━━━ DATASET CONTENT
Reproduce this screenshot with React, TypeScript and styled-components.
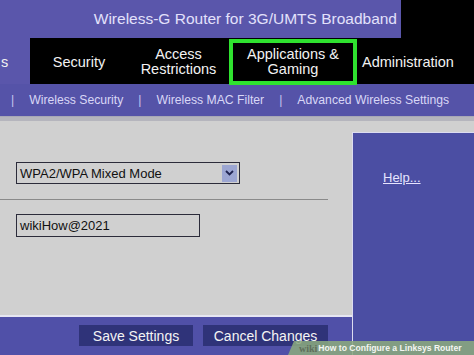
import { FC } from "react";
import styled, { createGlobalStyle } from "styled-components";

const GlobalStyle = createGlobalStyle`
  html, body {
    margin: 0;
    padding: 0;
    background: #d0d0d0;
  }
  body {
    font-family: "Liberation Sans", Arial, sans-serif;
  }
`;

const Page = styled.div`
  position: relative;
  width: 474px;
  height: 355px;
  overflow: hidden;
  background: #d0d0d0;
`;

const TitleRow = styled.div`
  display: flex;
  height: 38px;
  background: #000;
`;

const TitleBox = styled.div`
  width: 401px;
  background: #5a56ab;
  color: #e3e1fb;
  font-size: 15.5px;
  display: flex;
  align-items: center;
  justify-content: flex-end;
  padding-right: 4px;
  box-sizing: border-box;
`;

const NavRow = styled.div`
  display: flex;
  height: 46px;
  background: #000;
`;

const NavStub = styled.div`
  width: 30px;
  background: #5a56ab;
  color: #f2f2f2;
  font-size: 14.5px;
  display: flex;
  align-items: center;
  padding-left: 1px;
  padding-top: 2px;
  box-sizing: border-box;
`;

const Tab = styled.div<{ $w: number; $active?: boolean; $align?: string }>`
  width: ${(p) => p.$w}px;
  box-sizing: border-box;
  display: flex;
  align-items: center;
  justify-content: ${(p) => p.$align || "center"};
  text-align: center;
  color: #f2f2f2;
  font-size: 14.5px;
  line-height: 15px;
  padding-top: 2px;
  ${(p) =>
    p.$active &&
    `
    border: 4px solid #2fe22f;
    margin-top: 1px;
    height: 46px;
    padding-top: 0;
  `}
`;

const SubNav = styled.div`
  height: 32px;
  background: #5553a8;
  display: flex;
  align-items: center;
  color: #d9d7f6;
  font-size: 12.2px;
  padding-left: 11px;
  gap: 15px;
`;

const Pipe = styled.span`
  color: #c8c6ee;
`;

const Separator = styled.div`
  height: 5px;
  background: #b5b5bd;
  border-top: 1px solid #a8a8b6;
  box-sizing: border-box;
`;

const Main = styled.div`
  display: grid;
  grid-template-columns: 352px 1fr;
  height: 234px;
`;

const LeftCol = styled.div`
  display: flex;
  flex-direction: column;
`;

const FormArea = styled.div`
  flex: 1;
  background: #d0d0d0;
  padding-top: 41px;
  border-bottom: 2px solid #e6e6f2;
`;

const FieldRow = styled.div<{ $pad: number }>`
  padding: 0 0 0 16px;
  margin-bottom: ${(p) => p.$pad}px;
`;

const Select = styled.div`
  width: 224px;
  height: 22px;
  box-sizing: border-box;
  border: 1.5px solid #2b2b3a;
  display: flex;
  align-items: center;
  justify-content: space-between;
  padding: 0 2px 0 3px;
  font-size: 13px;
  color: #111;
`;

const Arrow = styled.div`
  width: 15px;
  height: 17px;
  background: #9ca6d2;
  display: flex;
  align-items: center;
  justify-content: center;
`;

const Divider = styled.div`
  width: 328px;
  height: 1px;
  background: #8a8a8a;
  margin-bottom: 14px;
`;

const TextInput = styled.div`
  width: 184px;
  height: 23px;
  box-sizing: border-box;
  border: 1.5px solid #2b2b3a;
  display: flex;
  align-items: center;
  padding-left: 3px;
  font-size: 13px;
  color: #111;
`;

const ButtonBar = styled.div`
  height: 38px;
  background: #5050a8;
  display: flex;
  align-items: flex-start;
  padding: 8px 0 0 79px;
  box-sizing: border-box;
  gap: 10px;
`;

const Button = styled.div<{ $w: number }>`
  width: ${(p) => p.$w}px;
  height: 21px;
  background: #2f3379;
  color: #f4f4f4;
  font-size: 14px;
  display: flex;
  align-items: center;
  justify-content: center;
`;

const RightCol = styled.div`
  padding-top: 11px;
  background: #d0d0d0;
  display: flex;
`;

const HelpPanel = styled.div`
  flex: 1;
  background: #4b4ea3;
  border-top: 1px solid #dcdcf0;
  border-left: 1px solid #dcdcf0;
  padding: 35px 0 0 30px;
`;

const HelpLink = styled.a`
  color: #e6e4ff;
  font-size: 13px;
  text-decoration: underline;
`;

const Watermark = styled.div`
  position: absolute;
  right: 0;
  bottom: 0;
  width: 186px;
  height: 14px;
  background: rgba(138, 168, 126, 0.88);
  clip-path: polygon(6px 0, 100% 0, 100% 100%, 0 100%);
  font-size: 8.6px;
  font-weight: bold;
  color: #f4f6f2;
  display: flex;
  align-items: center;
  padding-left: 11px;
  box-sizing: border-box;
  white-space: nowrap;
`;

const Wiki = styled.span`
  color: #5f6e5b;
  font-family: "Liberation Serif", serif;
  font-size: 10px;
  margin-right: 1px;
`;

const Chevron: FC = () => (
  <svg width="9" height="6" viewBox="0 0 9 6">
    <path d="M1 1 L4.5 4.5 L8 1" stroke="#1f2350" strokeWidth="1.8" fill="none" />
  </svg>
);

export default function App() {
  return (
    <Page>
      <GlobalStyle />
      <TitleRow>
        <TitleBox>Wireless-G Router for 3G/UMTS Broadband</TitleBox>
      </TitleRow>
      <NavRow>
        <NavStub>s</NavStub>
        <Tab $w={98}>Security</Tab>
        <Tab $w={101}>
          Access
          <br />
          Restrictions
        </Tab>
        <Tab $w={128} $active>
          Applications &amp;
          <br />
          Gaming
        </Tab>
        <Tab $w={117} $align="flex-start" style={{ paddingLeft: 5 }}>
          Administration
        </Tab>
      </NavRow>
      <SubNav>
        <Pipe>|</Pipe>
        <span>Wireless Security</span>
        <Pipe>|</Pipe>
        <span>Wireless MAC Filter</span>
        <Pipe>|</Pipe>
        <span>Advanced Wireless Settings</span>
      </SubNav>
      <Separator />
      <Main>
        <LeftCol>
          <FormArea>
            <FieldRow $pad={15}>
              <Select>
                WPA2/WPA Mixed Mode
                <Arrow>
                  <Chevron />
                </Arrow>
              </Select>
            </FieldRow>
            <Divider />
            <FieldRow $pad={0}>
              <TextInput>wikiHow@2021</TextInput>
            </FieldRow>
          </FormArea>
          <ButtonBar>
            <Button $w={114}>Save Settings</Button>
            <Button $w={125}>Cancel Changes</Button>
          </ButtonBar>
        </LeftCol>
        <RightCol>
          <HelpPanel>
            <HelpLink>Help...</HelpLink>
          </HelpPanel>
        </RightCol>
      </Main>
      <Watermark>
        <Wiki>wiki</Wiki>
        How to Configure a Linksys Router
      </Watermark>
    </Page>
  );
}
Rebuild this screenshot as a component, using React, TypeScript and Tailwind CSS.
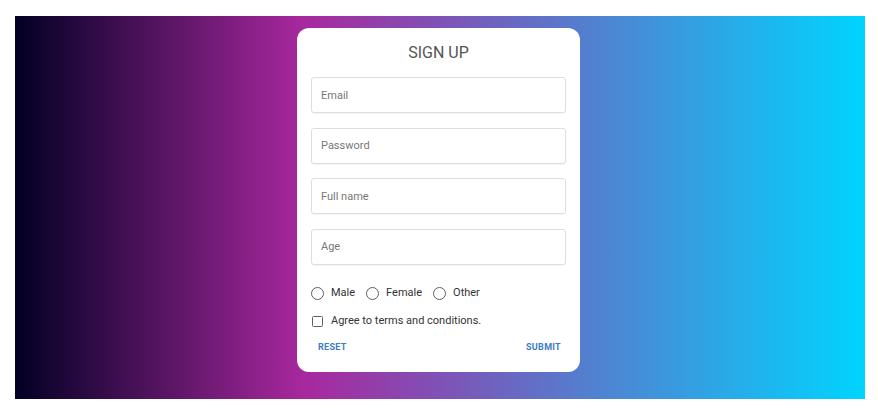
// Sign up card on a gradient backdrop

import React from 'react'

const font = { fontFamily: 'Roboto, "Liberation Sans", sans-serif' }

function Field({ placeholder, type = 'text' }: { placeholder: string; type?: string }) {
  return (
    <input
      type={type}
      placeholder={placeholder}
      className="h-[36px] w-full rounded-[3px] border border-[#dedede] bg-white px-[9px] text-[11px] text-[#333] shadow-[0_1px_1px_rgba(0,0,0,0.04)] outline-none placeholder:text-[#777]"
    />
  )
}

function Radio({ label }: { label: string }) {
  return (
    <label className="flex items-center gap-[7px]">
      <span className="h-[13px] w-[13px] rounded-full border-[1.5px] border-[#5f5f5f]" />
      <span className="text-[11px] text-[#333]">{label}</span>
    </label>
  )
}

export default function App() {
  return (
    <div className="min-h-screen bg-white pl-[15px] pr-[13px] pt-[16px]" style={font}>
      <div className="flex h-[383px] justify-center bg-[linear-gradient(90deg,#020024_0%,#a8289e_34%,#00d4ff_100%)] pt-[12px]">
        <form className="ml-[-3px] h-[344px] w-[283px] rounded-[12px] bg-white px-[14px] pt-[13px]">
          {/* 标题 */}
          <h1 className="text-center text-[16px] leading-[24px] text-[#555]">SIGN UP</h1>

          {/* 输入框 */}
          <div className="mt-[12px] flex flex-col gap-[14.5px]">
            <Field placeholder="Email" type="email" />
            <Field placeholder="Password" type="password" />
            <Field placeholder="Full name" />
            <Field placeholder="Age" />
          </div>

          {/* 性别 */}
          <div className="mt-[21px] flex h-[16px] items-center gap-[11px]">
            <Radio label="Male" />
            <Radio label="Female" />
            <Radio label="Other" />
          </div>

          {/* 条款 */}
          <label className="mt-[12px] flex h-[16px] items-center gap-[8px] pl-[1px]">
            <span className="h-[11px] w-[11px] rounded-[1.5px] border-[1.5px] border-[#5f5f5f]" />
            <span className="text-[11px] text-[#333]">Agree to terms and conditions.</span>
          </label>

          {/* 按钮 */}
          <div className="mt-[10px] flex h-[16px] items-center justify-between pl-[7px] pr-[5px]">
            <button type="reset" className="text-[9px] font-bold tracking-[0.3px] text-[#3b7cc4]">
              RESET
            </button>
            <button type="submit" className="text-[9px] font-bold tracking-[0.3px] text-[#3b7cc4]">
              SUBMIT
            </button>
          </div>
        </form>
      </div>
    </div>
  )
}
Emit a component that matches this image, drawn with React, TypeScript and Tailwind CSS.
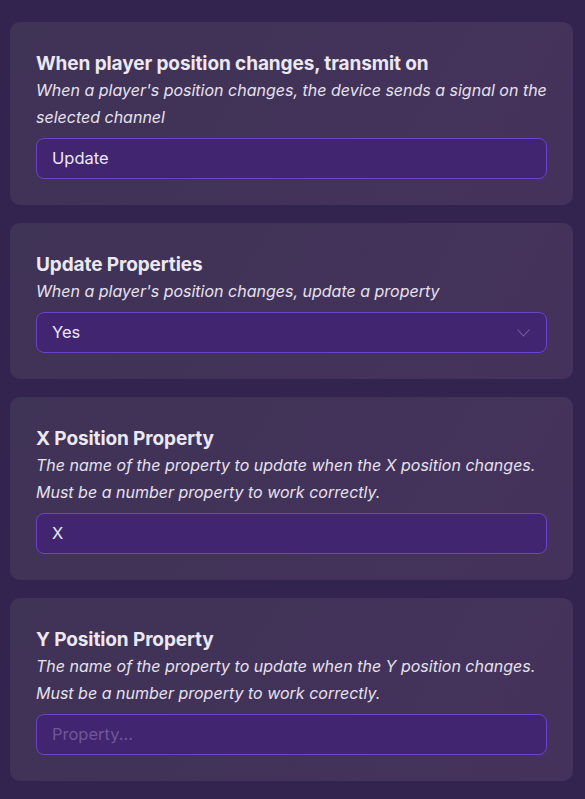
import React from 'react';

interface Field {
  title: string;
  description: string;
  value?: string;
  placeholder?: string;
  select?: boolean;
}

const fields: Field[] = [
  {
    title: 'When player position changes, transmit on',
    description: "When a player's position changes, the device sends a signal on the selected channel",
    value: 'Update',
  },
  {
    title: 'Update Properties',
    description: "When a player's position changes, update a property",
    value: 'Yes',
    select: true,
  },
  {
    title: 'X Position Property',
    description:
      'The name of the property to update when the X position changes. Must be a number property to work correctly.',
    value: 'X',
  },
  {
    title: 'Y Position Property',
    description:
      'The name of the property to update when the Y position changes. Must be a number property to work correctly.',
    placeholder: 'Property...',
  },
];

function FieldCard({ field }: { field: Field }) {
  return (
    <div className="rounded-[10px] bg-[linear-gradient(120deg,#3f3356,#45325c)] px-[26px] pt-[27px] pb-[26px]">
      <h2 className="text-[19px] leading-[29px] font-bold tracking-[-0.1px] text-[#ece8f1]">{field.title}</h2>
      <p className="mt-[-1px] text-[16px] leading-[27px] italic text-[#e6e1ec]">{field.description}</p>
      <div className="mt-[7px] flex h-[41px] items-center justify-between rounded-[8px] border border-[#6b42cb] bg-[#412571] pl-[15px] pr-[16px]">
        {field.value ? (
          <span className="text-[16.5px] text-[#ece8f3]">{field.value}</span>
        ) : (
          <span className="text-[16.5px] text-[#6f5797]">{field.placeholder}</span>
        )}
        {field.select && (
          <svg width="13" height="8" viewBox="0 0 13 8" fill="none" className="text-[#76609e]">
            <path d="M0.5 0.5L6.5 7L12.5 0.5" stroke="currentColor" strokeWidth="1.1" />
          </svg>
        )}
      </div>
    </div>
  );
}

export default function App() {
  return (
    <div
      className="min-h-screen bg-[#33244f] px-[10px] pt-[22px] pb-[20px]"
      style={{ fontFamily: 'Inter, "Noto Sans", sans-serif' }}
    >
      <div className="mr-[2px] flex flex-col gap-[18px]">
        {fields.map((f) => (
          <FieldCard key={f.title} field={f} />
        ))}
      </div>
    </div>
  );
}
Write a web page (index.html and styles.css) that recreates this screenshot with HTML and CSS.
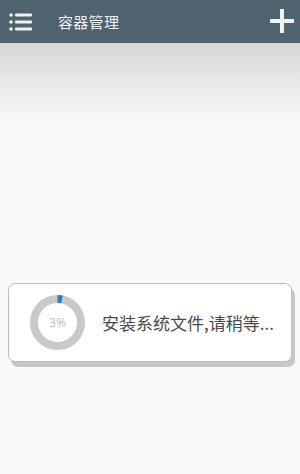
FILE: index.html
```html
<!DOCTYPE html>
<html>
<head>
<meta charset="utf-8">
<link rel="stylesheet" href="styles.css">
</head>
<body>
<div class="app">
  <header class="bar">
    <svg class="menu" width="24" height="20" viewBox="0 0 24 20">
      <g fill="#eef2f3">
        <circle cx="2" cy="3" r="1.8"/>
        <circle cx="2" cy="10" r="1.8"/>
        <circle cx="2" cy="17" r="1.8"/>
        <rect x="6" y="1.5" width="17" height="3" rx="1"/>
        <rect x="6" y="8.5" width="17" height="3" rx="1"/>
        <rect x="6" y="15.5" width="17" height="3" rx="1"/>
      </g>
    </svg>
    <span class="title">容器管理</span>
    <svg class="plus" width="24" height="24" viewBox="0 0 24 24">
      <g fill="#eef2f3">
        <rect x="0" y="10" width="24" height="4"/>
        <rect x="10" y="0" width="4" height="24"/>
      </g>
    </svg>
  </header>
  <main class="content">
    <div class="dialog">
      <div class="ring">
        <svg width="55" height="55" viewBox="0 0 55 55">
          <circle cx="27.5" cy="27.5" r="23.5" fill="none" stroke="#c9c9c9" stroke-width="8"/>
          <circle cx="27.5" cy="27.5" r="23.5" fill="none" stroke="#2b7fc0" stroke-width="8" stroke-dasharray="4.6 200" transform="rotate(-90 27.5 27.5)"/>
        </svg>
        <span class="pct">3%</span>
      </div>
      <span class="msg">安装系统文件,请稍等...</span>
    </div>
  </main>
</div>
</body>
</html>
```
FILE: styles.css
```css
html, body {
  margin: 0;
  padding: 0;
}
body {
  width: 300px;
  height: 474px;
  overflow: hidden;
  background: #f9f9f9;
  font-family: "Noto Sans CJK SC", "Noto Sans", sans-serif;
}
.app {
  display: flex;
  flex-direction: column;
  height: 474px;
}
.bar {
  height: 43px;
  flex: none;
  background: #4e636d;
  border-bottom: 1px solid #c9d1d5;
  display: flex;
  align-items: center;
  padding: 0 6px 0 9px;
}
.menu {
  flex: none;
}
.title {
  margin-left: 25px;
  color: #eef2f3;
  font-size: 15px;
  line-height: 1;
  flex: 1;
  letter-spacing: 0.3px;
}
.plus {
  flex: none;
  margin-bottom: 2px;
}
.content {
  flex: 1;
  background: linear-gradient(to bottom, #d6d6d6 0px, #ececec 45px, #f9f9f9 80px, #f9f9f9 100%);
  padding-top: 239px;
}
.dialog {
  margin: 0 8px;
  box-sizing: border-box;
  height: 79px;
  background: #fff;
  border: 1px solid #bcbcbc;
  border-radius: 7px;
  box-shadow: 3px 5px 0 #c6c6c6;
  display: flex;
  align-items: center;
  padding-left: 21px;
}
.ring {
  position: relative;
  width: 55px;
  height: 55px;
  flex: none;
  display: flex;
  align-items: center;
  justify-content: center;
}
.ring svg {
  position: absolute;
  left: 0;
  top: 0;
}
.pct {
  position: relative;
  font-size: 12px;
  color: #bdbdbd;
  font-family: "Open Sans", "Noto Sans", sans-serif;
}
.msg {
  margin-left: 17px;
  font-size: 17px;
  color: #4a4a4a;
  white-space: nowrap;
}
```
━━━━━━
== CHALLENGE ==
Return from the data every line that holds "with".

== TASK RESPONSE ==
Reproduce this screenshot with React, TypeScript and styled-components.
Emit a component that matches this image, drawn with React, TypeScript and Tailwind CSS.
Write a web page (index.html and styles.css) that recreates this screenshot with HTML and CSS.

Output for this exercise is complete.